▼▼▼

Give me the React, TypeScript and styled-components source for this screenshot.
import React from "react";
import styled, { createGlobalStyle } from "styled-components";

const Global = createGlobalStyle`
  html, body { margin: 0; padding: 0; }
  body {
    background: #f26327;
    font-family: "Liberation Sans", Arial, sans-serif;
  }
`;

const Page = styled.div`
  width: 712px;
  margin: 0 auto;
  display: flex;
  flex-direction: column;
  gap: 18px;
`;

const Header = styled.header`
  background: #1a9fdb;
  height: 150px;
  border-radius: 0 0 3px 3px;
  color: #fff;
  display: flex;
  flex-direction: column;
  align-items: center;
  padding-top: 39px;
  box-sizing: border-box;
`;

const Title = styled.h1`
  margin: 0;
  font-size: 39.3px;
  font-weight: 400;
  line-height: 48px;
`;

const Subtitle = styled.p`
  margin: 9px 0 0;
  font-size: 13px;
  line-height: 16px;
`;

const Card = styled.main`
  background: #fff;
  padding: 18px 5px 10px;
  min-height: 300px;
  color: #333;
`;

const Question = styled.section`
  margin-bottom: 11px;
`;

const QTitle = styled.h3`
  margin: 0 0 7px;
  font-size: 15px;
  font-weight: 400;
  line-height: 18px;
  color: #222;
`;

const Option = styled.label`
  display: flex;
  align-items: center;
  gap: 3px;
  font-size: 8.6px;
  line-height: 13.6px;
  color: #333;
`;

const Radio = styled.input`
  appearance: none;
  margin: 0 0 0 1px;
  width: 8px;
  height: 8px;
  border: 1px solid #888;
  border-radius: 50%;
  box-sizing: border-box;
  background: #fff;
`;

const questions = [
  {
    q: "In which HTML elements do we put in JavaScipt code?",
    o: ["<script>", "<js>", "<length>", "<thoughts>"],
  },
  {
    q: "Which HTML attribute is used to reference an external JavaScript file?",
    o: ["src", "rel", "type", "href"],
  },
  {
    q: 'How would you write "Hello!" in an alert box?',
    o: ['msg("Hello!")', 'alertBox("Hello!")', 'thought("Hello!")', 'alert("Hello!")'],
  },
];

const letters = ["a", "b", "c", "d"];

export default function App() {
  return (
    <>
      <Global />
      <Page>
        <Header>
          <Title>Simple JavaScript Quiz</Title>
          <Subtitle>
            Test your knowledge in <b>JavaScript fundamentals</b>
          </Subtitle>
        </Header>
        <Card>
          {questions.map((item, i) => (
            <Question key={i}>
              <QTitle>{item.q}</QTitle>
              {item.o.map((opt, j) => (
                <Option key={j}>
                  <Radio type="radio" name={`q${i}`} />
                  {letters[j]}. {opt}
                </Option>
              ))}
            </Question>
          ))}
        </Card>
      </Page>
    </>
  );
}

▲▲▲
▼▼▼

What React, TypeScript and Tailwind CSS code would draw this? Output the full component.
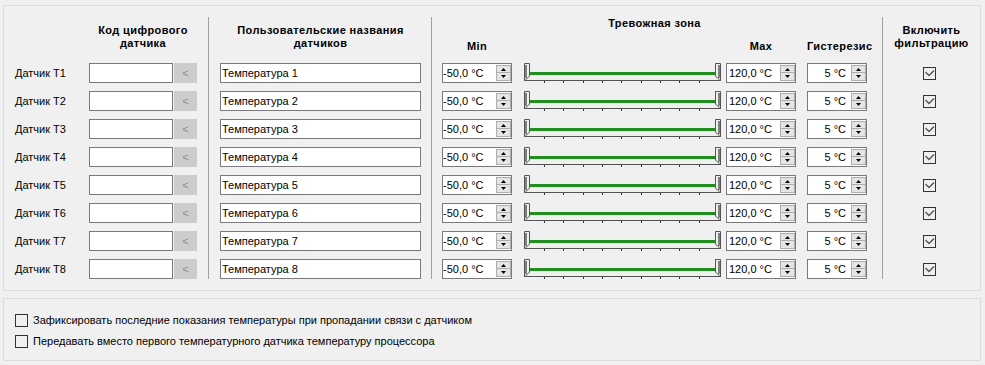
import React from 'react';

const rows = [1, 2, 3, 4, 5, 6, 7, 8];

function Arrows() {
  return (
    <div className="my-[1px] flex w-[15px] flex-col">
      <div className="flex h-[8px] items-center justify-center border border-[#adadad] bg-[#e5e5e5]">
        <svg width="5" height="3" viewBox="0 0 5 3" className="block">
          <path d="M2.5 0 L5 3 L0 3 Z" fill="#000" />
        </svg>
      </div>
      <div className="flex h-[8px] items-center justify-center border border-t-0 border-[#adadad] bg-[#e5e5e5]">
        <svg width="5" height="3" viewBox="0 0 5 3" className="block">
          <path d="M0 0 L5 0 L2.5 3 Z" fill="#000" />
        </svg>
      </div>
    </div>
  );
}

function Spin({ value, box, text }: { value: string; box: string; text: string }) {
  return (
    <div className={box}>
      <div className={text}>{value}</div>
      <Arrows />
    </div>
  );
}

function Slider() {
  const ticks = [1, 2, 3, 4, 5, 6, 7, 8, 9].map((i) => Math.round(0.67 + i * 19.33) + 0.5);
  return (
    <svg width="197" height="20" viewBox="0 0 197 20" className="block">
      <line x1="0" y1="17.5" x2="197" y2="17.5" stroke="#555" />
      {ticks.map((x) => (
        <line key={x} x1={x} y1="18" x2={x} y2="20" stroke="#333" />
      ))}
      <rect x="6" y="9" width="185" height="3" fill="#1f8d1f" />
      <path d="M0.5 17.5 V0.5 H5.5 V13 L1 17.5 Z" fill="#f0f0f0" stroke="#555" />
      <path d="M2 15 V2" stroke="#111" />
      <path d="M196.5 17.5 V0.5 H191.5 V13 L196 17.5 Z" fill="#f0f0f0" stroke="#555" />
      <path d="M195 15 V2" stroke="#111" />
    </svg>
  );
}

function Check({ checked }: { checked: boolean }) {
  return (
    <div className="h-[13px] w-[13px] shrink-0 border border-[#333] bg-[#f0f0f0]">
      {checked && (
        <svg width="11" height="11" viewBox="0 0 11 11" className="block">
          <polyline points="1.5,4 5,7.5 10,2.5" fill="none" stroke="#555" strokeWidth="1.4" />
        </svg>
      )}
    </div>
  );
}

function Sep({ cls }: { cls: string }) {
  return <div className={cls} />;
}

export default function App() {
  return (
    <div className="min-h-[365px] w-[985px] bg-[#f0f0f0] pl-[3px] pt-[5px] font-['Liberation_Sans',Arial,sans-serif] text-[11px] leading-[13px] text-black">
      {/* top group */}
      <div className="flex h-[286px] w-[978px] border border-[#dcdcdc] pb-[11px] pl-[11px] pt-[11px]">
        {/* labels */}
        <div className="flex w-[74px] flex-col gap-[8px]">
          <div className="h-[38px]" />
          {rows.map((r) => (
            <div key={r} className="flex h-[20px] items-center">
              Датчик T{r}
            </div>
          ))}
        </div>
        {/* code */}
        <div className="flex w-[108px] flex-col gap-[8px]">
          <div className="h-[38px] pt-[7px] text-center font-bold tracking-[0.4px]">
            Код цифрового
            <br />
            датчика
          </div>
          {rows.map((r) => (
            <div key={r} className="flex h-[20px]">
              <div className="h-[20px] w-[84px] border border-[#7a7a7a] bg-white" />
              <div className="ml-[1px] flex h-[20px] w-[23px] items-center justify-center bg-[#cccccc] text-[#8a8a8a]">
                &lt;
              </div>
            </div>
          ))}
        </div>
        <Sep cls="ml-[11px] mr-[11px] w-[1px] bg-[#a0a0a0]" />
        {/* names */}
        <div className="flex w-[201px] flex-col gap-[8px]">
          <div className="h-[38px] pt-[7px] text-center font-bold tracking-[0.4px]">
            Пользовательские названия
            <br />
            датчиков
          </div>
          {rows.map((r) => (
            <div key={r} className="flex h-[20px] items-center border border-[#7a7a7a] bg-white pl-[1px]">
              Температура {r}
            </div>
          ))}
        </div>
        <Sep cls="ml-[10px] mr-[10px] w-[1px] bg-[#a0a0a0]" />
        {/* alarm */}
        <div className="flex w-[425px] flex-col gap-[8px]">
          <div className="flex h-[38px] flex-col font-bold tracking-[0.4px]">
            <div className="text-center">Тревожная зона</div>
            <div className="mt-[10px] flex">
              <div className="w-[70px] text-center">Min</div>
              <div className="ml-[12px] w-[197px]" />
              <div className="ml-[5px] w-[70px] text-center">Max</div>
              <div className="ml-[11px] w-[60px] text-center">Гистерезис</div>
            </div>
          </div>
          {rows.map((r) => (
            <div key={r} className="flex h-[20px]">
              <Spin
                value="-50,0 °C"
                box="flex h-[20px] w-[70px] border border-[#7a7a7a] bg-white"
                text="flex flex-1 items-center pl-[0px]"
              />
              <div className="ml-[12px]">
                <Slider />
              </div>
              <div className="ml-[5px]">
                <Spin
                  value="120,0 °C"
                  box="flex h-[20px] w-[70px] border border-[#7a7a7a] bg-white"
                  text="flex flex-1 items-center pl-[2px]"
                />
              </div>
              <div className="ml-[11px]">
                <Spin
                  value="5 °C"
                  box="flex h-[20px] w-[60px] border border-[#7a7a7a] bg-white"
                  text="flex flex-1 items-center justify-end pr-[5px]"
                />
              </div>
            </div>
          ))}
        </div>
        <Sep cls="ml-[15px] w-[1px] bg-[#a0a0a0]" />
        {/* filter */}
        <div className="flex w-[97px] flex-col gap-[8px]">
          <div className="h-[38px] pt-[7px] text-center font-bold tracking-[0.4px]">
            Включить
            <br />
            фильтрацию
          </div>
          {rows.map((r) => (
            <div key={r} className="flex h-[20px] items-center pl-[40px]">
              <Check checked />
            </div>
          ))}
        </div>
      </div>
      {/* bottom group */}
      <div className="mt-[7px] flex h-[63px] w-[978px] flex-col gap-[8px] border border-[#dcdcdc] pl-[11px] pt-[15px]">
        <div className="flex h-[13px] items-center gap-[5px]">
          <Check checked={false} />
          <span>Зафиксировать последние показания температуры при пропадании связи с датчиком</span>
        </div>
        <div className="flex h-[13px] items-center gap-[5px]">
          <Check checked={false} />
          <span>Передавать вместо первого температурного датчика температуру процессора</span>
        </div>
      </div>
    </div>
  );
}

▲▲▲

• [EXERCISE PROMPT] Give the count of lines in the data shown above that contain "components", and nothing else.

• [ANSWER BELOW] 2